A generator should always be placed outside. Use of a generator inside a confined space can cause suffocation and death. Various types of generators are available. Fuel options include diesel, propane, natural gas or gasoline.

Consider the storage location for back up supplies of fuel and its delivery to site, especially for larger units. Propane units are generally cheaper to buy than diesel units.

Generators may be smaller mobile units that will run just a few electrical circuits or permanently placed larger units to service entire homes/barns and structures.

It can be handy to place the heavier generators on a concrete pad, which can be poured at the same time as footers or foundations.


Look What You’ve Learned!

Even though your nominated excavator or ‘dirt’ company team should have knowledge of all the above, it pays to be able to talk the talk and oversee the process to ensure any concerns are taken care of now rather than later.

If you ‘inherit’ a barn or kennel on your property and experience problems with water, wind or other damage, retrofitting is possible.

Consider removing leaning trees that may fall that perhaps have grown bigger than expected when planted eons ago.

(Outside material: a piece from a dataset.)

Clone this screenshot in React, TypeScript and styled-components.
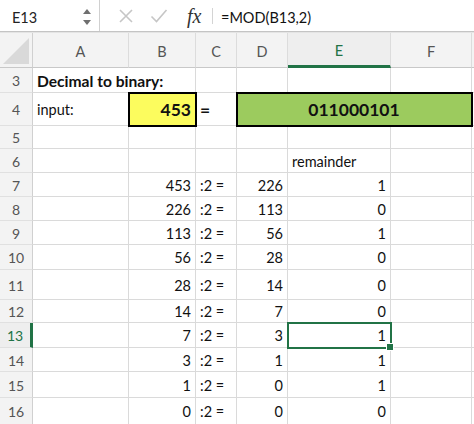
import styled, { createGlobalStyle } from "styled-components";

const GlobalStyle = createGlobalStyle`
  html, body {
    margin: 0;
    padding: 0;
    background: #fff;
  }
  body {
    font-family: Lato, "Open Sans", sans-serif;
    overflow: hidden;
  }
`;

const COLS = [33, 96, 67, 41, 51, 103, 81];
const ROW_HEIGHTS = [25, 33, 23, 24, 24, 24, 24, 25, 30, 23, 25, 24, 26, 27];
const LETTERS = ["A", "B", "C", "D", "E", "F", ""];

const steps = [
  [453, 226, 1],
  [226, 113, 0],
  [113, 56, 1],
  [56, 28, 0],
  [28, 14, 0],
  [14, 7, 0],
  [7, 3, 1],
  [3, 1, 1],
  [1, 0, 1],
  [0, 0, 0],
];

const SELECTED_ROW = 13;
const SELECTED_COL = "E";

const App = () => {
  return (
    <>
      <GlobalStyle />
      <Page>
        <FormulaBar>
          <NameBox>
            <span>E13</span>
            <svg width="10" height="18" viewBox="0 0 10 18">
              <path d="M5 1 L9 6 L1 6 Z" fill="#6f6f6f" />
              <path d="M1 12 L9 12 L5 17 Z" fill="#6f6f6f" />
            </svg>
          </NameBox>
          <Tools>
            <svg width="16" height="16" viewBox="0 0 16 16">
              <path d="M2 2 L14 14 M14 2 L2 14" stroke="#c6c6c6" strokeWidth="1.6" fill="none" />
            </svg>
            <svg width="18" height="16" viewBox="0 0 18 16">
              <path d="M1.5 8.5 L6.5 13.5 L16.5 2" stroke="#c6c6c6" strokeWidth="1.6" fill="none" />
            </svg>
            <Fx>fx</Fx>
          </Tools>
          <Divider />
          <FormulaText>=MOD(B13,2)</FormulaText>
        </FormulaBar>

        <Sheet>
          <Corner>
            <svg width="28" height="30" viewBox="0 0 28 30">
              <path d="M27 3 L27 29 L1 29 Z" fill="#d9d9d9" />
            </svg>
          </Corner>
          {LETTERS.map((l) => (
            <ColHeader key={l || "g"} $selected={l === SELECTED_COL} $last={l === ""}>
              {l}
            </ColHeader>
          ))}

          {/* row 3 */}
          <RowHeader>3</RowHeader>
          <Cell $span={2} $bold $size={15.6}>
            Decimal to binary:
          </Cell>
          <Cell />
          <Cell />
          <Cell />
          <Cell />
          <Cell $last />

          {/* row 4 */}
          <RowHeader>4</RowHeader>
          <Cell>input:</Cell>
          <Cell $align="right" $bold $size={17.5} $fill="#fcfc5e" $outline="#000">
            453
          </Cell>
          <Cell $bold $size={17.5}>
            =
          </Cell>
          <Cell $span={3} $align="center" $bold $size={17.5} $fill="#9ccb5e" $outline="#000">
            011000101
          </Cell>
          <Cell $last />

          {/* row 5 */}
          <RowHeader>5</RowHeader>
          {LETTERS.map((l) => (
            <Cell key={l || "g"} $last={l === ""} />
          ))}

          {/* row 6 */}
          <RowHeader>6</RowHeader>
          <Cell />
          <Cell />
          <Cell />
          <Cell />
          <Cell>remainder</Cell>
          <Cell />
          <Cell $last />

          {steps.map(([n, q, r], i) => {
            const row = i + 7;
            const selected = row === SELECTED_ROW;
            return [
              <RowHeader key={`h${row}`} $selected={selected}>
                {row}
              </RowHeader>,
              <Cell key={`a${row}`} />,
              <Cell key={`b${row}`} $align="right">
                {n}
              </Cell>,
              <Cell key={`c${row}`}>:2 =</Cell>,
              <Cell key={`d${row}`} $align="right">
                {q}
              </Cell>,
              <Cell key={`e${row}`} $align="right" $outline={selected ? "#217346" : undefined}>
                {r}
                {selected && <FillHandle />}
              </Cell>,
              <Cell key={`f${row}`} />,
              <Cell key={`g${row}`} $last />,
            ];
          })}
        </Sheet>
      </Page>
    </>
  );
};

export default App;

/*
Styles
*/

const Page = styled.div`
  width: 474px;
  height: 424px;
  overflow: hidden;
  background: #fff;
`;

const FormulaBar = styled.div`
  display: flex;
  align-items: stretch;
  height: 31px;
  border-bottom: 1px solid #c4c4c4;
  background: #fff;
`;

const NameBox = styled.div`
  width: 100px;
  box-sizing: border-box;
  display: flex;
  align-items: center;
  justify-content: space-between;
  padding: 3px 7px 0 12px;
  border-right: 1px solid #d0d0d0;
  font-size: 14.5px;
  color: #222;
`;

const Tools = styled.div`
  display: flex;
  align-items: center;
  gap: 16px;
  padding: 1px 0 0 18px;
  width: 112px;
  box-sizing: border-box;
`;

const Fx = styled.span`
  font-family: "Liberation Serif", "DejaVu Serif", serif;
  font-style: italic;
  font-size: 20px;
  color: #333;
  margin-left: 3px;
`;

const Divider = styled.div`
  width: 1px;
  background: #d4d4d4;
  margin: 8px 0 7px;
`;

const FormulaText = styled.div`
  display: flex;
  align-items: center;
  padding: 3px 0 0 8px;
  font-size: 14.5px;
  color: #111;
  white-space: nowrap;
`;

const Sheet = styled.div`
  display: grid;
  grid-template-columns: ${COLS.map((c) => `${c}px`).join(" ")} 1fr;
  grid-template-rows: 35px ${ROW_HEIGHTS.map((h) => `${h}px`).join(" ")};
  border-top: 1px solid #e4e4e4;
`;

const Corner = styled.div`
  background: #f3f3f3;
  border-right: 1px solid #d0d0d0;
  border-bottom: 1px solid #c8c8c8;
  display: flex;
  align-items: flex-end;
  justify-content: flex-end;
  padding: 0 2px 2px 0;
  box-sizing: border-box;
`;

const ColHeader = styled.div<{ $selected?: boolean; $last?: boolean }>`
  display: flex;
  align-items: center;
  justify-content: center;
  padding-top: 2px;
  box-sizing: border-box;
  background: ${(p) => (p.$selected ? "#eeeeee" : "#f3f3f3")};
  border-right: ${(p) => (p.$last ? "none" : "1px solid #dcdcdc")};
  border-bottom: ${(p) => (p.$selected ? "3px solid #217346" : "1px solid #c8c8c8")};
  color: ${(p) => (p.$selected ? "#217346" : "#555")};
  font-size: 14.5px;
`;

const RowHeader = styled.div<{ $selected?: boolean }>`
  display: flex;
  align-items: center;
  justify-content: center;
  box-sizing: border-box;
  background: ${(p) => (p.$selected ? "#eeeeee" : "#f3f3f3")};
  border-right: ${(p) => (p.$selected ? "3px solid #217346" : "1px solid #d0d0d0")};
  border-bottom: 1px solid #e0e0e0;
  color: ${(p) => (p.$selected ? "#217346" : "#555")};
  font-size: 14px;
  padding-top: 1px;
`;

const Cell = styled.div<{
  $align?: "left" | "right" | "center";
  $bold?: boolean;
  $size?: number;
  $fill?: string;
  $outline?: string;
  $span?: number;
  $last?: boolean;
}>`
  position: ${(p) => (p.$outline ? "relative" : "static")};
  z-index: ${(p) => (p.$outline ? 1 : "auto")};
  grid-column: ${(p) => (p.$span ? `span ${p.$span}` : "auto")};
  display: flex;
  align-items: center;
  justify-content: ${(p) =>
    p.$align === "right" ? "flex-end" : p.$align === "center" ? "center" : "flex-start"};
  box-sizing: border-box;
  padding: 1px 4px 0 4px;
  min-width: 0;
  white-space: nowrap;
  background: ${(p) => p.$fill || "#fff"};
  border-right: ${(p) => (p.$last ? "none" : "1px solid #dadada")};
  border-bottom: 1px solid #dadada;
  outline: ${(p) => (p.$outline ? `2px solid ${p.$outline}` : "none")};
  outline-offset: -1px;
  font-weight: ${(p) => (p.$bold ? 700 : 400)};
  font-size: ${(p) => p.$size || 14.5}px;
  color: #111;
`;

const FillHandle = styled.span`
  position: absolute;
  right: -4px;
  bottom: -4px;
  width: 6px;
  height: 6px;
  background: #217346;
  border: 1px solid #fff;
`;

In areas where forest fires are likely always clear all brush and tree cover away from the buildings and carefully consider the type of roofing material to be used on the structure. Fire suppression systems around and within the building can also be implemented. To manage flooding add tile or French drains around the structure. Clean out gutters and downspouts regularly, to keep them free for efficient operation etc.

Whatever shortcomings there are in site selection or site preparation for a structure, you can be sure they will come back to haunt you in future years. Don’t be shy to ask lots of questions of the excavation company personnel, barn or kennel building company staff. They most likely have a wealth of experience they can share to help you overcome any hurdles you face.